The first and only time I had an opportunity to have a conversation with Prince, I was dumbstruck. I had no idea what to say, no idea how to react. He was sitting there, listening to a band play, and I noticed him from afar. Nobody was bothering him, and I didn’t want to be that person that interrupted his quiet afternoon. But yet, I couldn’t not say hello.

He was gracious. He asked me my name, asked me if I came here often. I thanked him for his music, for his impact on my life. He smiled his little half-smile and told me that he just loved making music. I mumbled out another thank you” before I let him be.

That day was over a decade ago, yet I remember it clearly today. I remember not knowing what to say, not knowing how to react. I remember not telling anyone about our encounter for a few days because I didn’t want anyone else to take that memory from me, as if articulating it would steal it away.


Over the course of yesterday, I received dozens of messages, emails, phone calls asking if I was okay. I am thankful for everyone who took the time to reach out, to check in, to express their sympathy at the loss of someone they knew was close to my heart.

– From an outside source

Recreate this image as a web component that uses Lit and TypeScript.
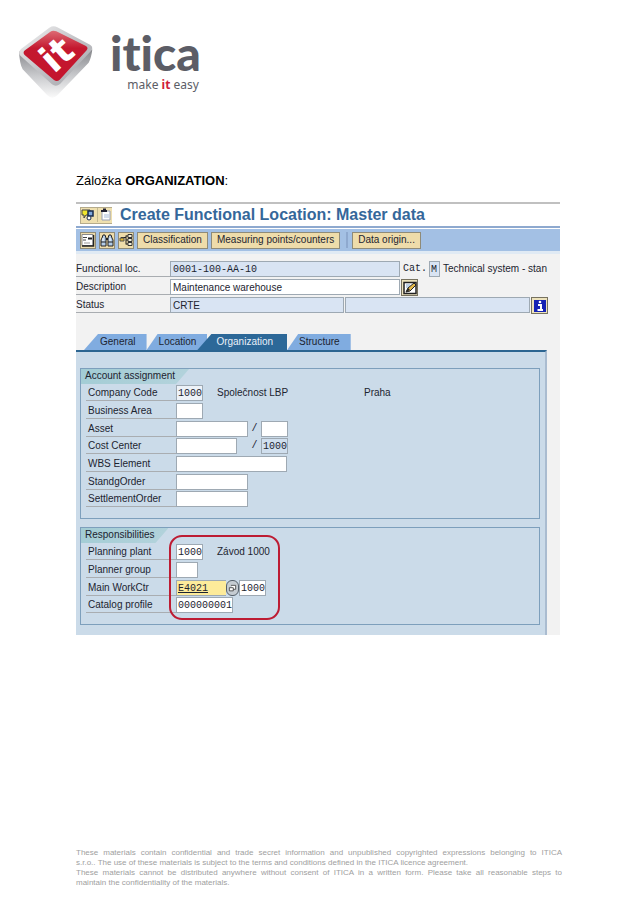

I received a slew of messages from A, a woman in East Africa whom I hadn’t heard anything from in years. A had moved to Toronto as a teenager, from East Africa in the mid-1990s, and even at my young age, I was smitten. I showed her around town that spring, that summer, and when I got tickets to the Prince show at The Warehouse, I knew I would take her with me.

She didn’t know who Prince was, and so I made her mix CDs as listening homework before the show. By the time the concert came around, A could sing along to a few of the songs. I was fifteen years old, at a concert with a gorgeous girl, watching my favorite artist play songs that had already become part of the soundtrack of my life. It was a magical night.

We drifted apart after the summer, and stayed in touch only sporadically until she moved back to East Africa some years later. Yesterday, she messaged me, after years of silence, checking in to see how I was doing, and to say thank you. And I reminisced, remembered.


Before my freshman year at Georgetown, I got to Washington DC a few weeks early, before orientation, to have some time to explore the city. In those few weeks, I met K, an international student starting her freshman year at GWU, and we became friendly, quickly. We spent a lot of time together those first few weeks, but once our respective orientation weeks were over, we drifted apart, only checking in on each other via AIM every four or five days.

Late into our first semester, a few weeks before the Christmas break, K disappeared. She stopped logging in to AIM, and didn’t respond to my emails. I asked a friend of hers about her absence, who informed me that K had developed the flu, and it had gotten bad. She had returned to her home in the Caribbean a few weeks before Christmas so that she could heal and get care close to her family.

I sent her a mix CD filled with songs that we had listened to, over and over again, in our first few weeks together. (Naturally, at least a third of the songs were by Prince.) I never did find out if she received the CD. When I returned to school that January, her friend informed me that K had passed away from complications from the flu.


When people ask me about regrets I have in life, I tend to tell them I have few, if any. In fact, I’ve often paraphrased the line that Prince gave, when asked about regret: No…you take one thing out and the structure falls.”

I say I have no regrets because all the decisions I have made in my life have led me to who I am, where I am now: married to the most wonderful and beautiful woman I have ever known, building a career where my work makes tangible and positive impact on the world, and living a life where my main goal is to make someone smile, every single day.

But I do have regret, now. When Prince announced, just a few weeks ago, that he was coming to Toronto for the A Piano and A Microphone tour, when all my friends bought tickets and my brother offered to buy me one as well, I declined. I said no because I was tired, because I wanted to go home to London after a long week in Toronto. I decided to skip the concert because I had seen Prince perform so many times, and I knew that I would get the chance to see him so many more times in the years to come.

I was wrong. There are no more chances to see him perform live.

We live with our regrets. And we live with our sorrow, our loss. We mourn, we weep, we erupt into tears on the sidewalk. And then we celebrate. We remember, we reminisce. We build ourselves up on music and memories.

And then, between tears, we dance. Because that’s what he would have wanted us to do.